Saturday, November 03, 2007

Absence makes the heart &c.

This may be the lamest post I will ever write. But today, after a long separation, I was reunited with my one, true love.

Regional U., you see, does not have an EEBO subscription. When the library people came calling last year, asking us new faculty folk how they could make our lives better, I made a huge noise about how this was the ONE database that I really and truly needed. Possibly as result of that noise-making, our library began exploring the possibility of a joint-subscription program, whereby several of my state's non-doctoral institutions would band together to split the cost. Hurrah! said I. And hurrah! said the library. Hurrah! too, said my department--and voted to put a portion of our library budget toward the subscription.

But naaaaahh, said the history department--which does not have any faculty who specialize in the period EEBO covers.

Last weekend I was bitching about this to Augie, who finally said, "You know, you could just use my login."

So today, blogfriends, I did. But not only that! Her login gives me access to ALL the databases that her R1 school subscribes to, and the number is vast; I haven't had access to so many wonderful things since my INRU account went kaput two years ago. So I started surfing around, reading articles in recent journals that RU doesn't subscribe to; downloading PDFs of reviews I've written but never received copies of; printing off random facsimile pages from EEBO for my classes--oh, it was fabulous.

And that, my dears, is a Saturday afternoon in the life of your Flavia.

8 comments:

Susan said...

I suspect that there is a fairly large group of us that takes advantage of the logins belonging to friends, partners or spouses to get into EEBO and other databases. Library envy, anyone?

Ancarett said...

I was able to convince my library to cough up the dough for EEBO when I leveraged a trial run into a truly impressive user experience (my Western Civ students all used EEBO to learn about primary sources; my Early Modern British history students all used EEBO in their research essays; my senior seminar students used EEBO repeatedly; I also convinced two professors in the English department to build EEBO into their assignments that term).

Three years later, we're very, very happy with the ongoing user stats on EEBO at my rather modest, regional comprehensive U. Maybe you could leverage the same someday?

In the meantime, it's not an R1 library access but if you ever need something, feel free to ask me for access.

Belle said...

Oh yes, serious library envy. Serious. Library. Envy.

Unknown said...

I am delurking entirely to say how much I adore EEBO. I was distraught for the three months of summer between my undergrad login expiring and my postgrad one starting. I tend to feel like it gives me an excuse for messing around on the internet. I'm not wasting time! I'm researching!

Anonymous said...

Flavia, you of all people should know that you do not by any means need to be apologetic about posting an account of your joyous reunion with such a profoundly important love-object.

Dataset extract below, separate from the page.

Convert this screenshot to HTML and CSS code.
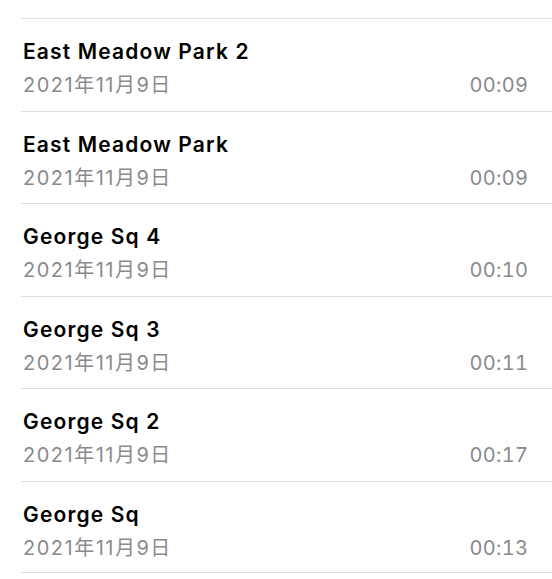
FILE: index.html
```html
<!DOCTYPE html>
<html lang="en">
<head>
    <meta charset="UTF-8">
    <meta name="viewport" content="width=device-width, initial-scale=1.0">
    <title>Recordings</title>
    <link rel="stylesheet" href="styles.css">
</head>
<body>
    <ul class="recordings">
        <li class="recording">
            <div class="recording-title">East Meadow Park 2</div>
            <div class="recording-meta"><span class="recording-date">2021年11月9日</span><span class="recording-length">00:09</span></div>
        </li>
        <li class="recording">
            <div class="recording-title">East Meadow Park</div>
            <div class="recording-meta"><span class="recording-date">2021年11月9日</span><span class="recording-length">00:09</span></div>
        </li>
        <li class="recording">
            <div class="recording-title">George Sq 4</div>
            <div class="recording-meta"><span class="recording-date">2021年11月9日</span><span class="recording-length">00:10</span></div>
        </li>
        <li class="recording">
            <div class="recording-title">George Sq 3</div>
            <div class="recording-meta"><span class="recording-date">2021年11月9日</span><span class="recording-length">00:11</span></div>
        </li>
        <li class="recording">
            <div class="recording-title">George Sq 2</div>
            <div class="recording-meta"><span class="recording-date">2021年11月9日</span><span class="recording-length">00:17</span></div>
        </li>
        <li class="recording last">
            <div class="recording-title">George Sq</div>
            <div class="recording-meta"><span class="recording-date">2021年11月9日</span><span class="recording-length">00:13</span></div>
        </li>
    </ul>
</body>
</html>
```

FILE: styles.css
```css
body {
    margin: 0;
    background-color: #ffffff;
    font-family: "Inter", "Noto Sans CJK SC", sans-serif;
    overflow: hidden;
}

.recordings {
    list-style: none;
    margin: 18px 0 0 21px;
    padding: 0;
}

.recording {
    box-sizing: border-box;
    height: 92.5px;
    border-top: 1px solid #e0e0e2;
    padding: 19px 24px 0 2px;
}

.recording.last {
    border-bottom: 1px solid #e0e0e2;
}

.recording-title {
    font-size: 21px;
    font-weight: 600;
    letter-spacing: 1.15px;
    color: #000000;
    line-height: 28px;
}

.recording-meta {
    display: flex;
    justify-content: space-between;
    margin-top: 4px;
    font-size: 20px;
    color: #8a8a8e;
    line-height: 30px;
}

.recording-date {
    letter-spacing: 1.5px;
}

.recording-length {
    font-variant-numeric: tabular-nums;
    letter-spacing: 0.3px;
    margin-right: -0.3px;
}
```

I am also completely and totally and utterly beyond scandalized that INRU of all places didn't give you a subscription to its resources for life. The Petri Dish gave me one and I'm just a weensy thing and it's just a weensy place. And they have the gall to ask you for money! Pfffft. I spit on their Instantly Recognizable Haircuts.

Flavia said...

Susan: you know, I don't, on a regular basis, have Library Envy--when I visited RU, I actually surprised one of my future colleagues by saying, after my tour of the library, "you guys have a pretty good collection!" (And, for the size/type of the institution that's true.)

But it's also true that one gets used to what one has (and to the workarounds involved: ILL, lots of acquisitions requests). Big Urban had a smaller collection and fewer databases than INRU. RU has fewer than BU. You scale down your expectations--until you're somewhere that everything is, suddenly, available again, and that's when you realize what you've been missing.

And Ancarett: posting a request for login on my blog would have been my next move, actually, had Augie not volunteered. But thanks for the offer!

medieval woman said...

I'm so happy you're able to reconnect with that long lost love!

In totally off topic news, I'm teaching MWMontagu's "Saturday - The Small-Pox" tomorrow and I actually gasped when I saw "Flavia" at the top of the page! :) Perhaps it's because you have a gorgeous complexion!

See you next week!

Bardiac said...

I'm SO with you about EEBO. It makes living in the hinterland do-able. And ArtStor! OMG! YAY!